Esta segunda-feira, surgiram também informações de que a Rússia está a preparar o julgamento dos mais de dois mil militares ucranianos que se renderam na semana passada em Azovstal e que tal julgamento irá acontecer em Mariupol. Uma comissão de investigação russa encontra-se atualmente a interrogar os prisioneiros para obter provas que demonstrem o seu estatuto de terroristas.

Caso o Batalhão Azov seja considerado uma organização terrorista, os seus membros podem enfrentar penas de entre dez a 20 anos de prisão. Mas na Rússia já vários vozes pediram penas de prisão perpétua e até há quem defenda a pena de morte.

O vice-presidente do Comité de Defesa da Duma Russa (câmara baixa do Parlamento), Yuri Shvitkin, considerou, em declarações à agência oficial TASS, que é “absolutamente correto” julgar os defensores do regimento Azov, considerados “criminosos de guerra” e “neonazis” por Moscovo.
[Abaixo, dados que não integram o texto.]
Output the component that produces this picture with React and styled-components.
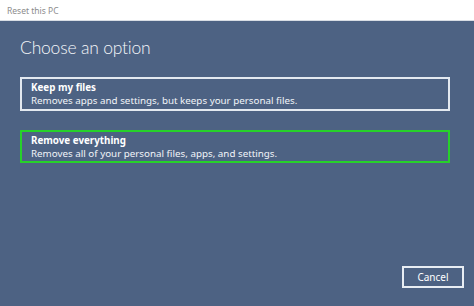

José Filipe Pinto chama a atenção para a diferença entre julgar este homens como prisioneiros de guerra (protegidos pela Convenção de Genebra) ou criminosos de guerra (ficando fora desta proteção). "Sabemos que a Rússia é suficientemente capaz de forjar provas para condenar estes militares", diz, lembrando que a condenação exemplar do Batalhão Azov, que alinha com muitos dos ideais neo-nazis, serviria como uma materialização do objetivo de "desnazificação da Ucrânia", anunciado por Putin.

"A guerra chegou a um impasse. E neste momento os dois países estão a tentar pressionar o outro lado para chegar a um acordo que lhe seja o mais favorável possível. Estes julgamentos são formas de pressão", explica este analista. "Não havendo uma vitória militar, cada país irá reclamar a vitória que a diplomacia lhe permitir."